Histórias da bola na lembrança de um ex-goleiro

Francisco Dandão

Existe mais de uma versão sobre quem teria criado o Dia do Goleiro, cuja comemoração se dá nesta segunda-feira, 26 de abril. A mais aceita delas dá conta que foi idéia de dois professores da Escola de Educação Física do Exército brasileiro. No caso, o tenente Raul Carlesso e o capitão Reginaldo Pontes. Isso, em meados dos anos de 1970, numa festa realizada no Rio de Janeiro, que reuniu jogadores e ex-jogadores da referida posição.

Pode-se dizer que um foi uma idéia deveras interessante, levando-se em conta que o goleiro é justamente o jogador mais suscetível à instabilidade do torcedor, que o aplaude delirantemente quando ele faz uma defesa milagrosa, mas também o vaia impiedosamente quando ele leva um gol numa bola considerada sem grandes dificuldades. O fio da navalha é a linha da vida e da morte por onde caminha o goleiro durante a sua carreira.

Depois de parar de jogar, salvo as exceções de praxe, o goleiro continua seu calvário, sendo mais rapidamente esquecido, tanto por torcedores quanto pela imprensa especializada. Isso quando não sofre para sempre o estigma de uma falha capital. Caso, por exemplo, do guarda-metas do Brasil na Copa de 1950, Moacir “Barbosa” Nascimento, eleito o maior culpado da derrota da equipe nacional para a seleção do Uruguai.

Pois foi nessas de esquecimento da mídia que eu e o amigo Façanha encontramos, em Sabará, um desses heróis do passado, quando da nossa ida ao congresso da Associação Brasileira de Cronistas Esportivos, em Minas Gerais, em março de 2010. Djair, à época com 71 anos, carioca que migrou para Belo Horizonte no início dos anos 60, e que acabou fazendo história no futebol mineiro, sagrando-se campeão estadual em 1964, pelo Siderúrgica.

Baixinho (1,68m), grandes óculos escuros escondendo os olhos, Djair marca ponto quase todos os dias no Bar Ratoeira, perto da Praça Santa Rita, onde meia dúzia de amigos, sentados numa mesa de plástico, invariavelmente repleta de cervejas, pedem que ele conte novamente alguma das histórias do seu tempo. O velho ídolo sorri. Sabe-se lá quantas vezes já contou a mesma história. Não importa, ele vive tudo outra vez.

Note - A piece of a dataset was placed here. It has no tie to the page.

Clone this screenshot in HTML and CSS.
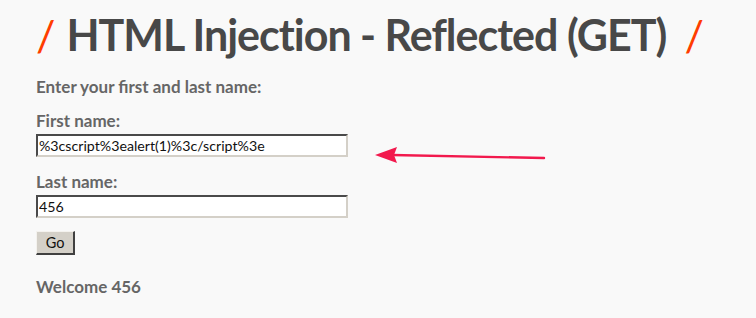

“Nós tínhamos um time sensacional. Não tinha nada para o Cruzeiro nem para o Atlético”, diz Djair para os dois curiosos acreanos. “Pena que naquele tempo os salários eram muito baixos. Dois ou três salários mínimos, mais ou menos. Ninguém ganhava essa fortuna que se ganha hoje. Tanto que depois que eu parei, fui tentar a vida nos Estados Unidos. Fiquei cerca de dez anos por lá. Mas não aguentei a saudade”, explica.

O time campeão de 1964? Djair escala como se a decisão tivesse acontecido na semana passada. “Eu; Chiquito, Zé Luis, Dawson e Geraldino; Edson e Paulista; Ernani, Silvestre, Noventa e Tião Cavadinha. O técnico era o Iustrich. Nós metemos 3 a 1 no América. Um show de bola. Foi uma festa aqui em Sabará. Fomos os últimos Campeões mineiros antes da construção do Mineirão. Depois, sem patrocínio, o time se acabou”.

Poderíamos passar horas ouvindo as histórias desse ex-goleiro, que vive hoje com um salário de funcionário público municipal aposentado. Mas tínhamos que pegar um avião nas lonjuras de Confins. Saímos do Ratoeira acompanhados pela voz da Alcione, que fluía de uma vitrola nos fundos do bar: “Não satisfeito, esse meu coração explode no peito… Falta alguém pra me tirar do chão… Alguém pra ser a dona da minha razão…”.

A dona da razão do ex-goleiro Djair, último campeão mineiro antes da era Mineirão, um dia foi a bola. Hoje é a sua própria memória!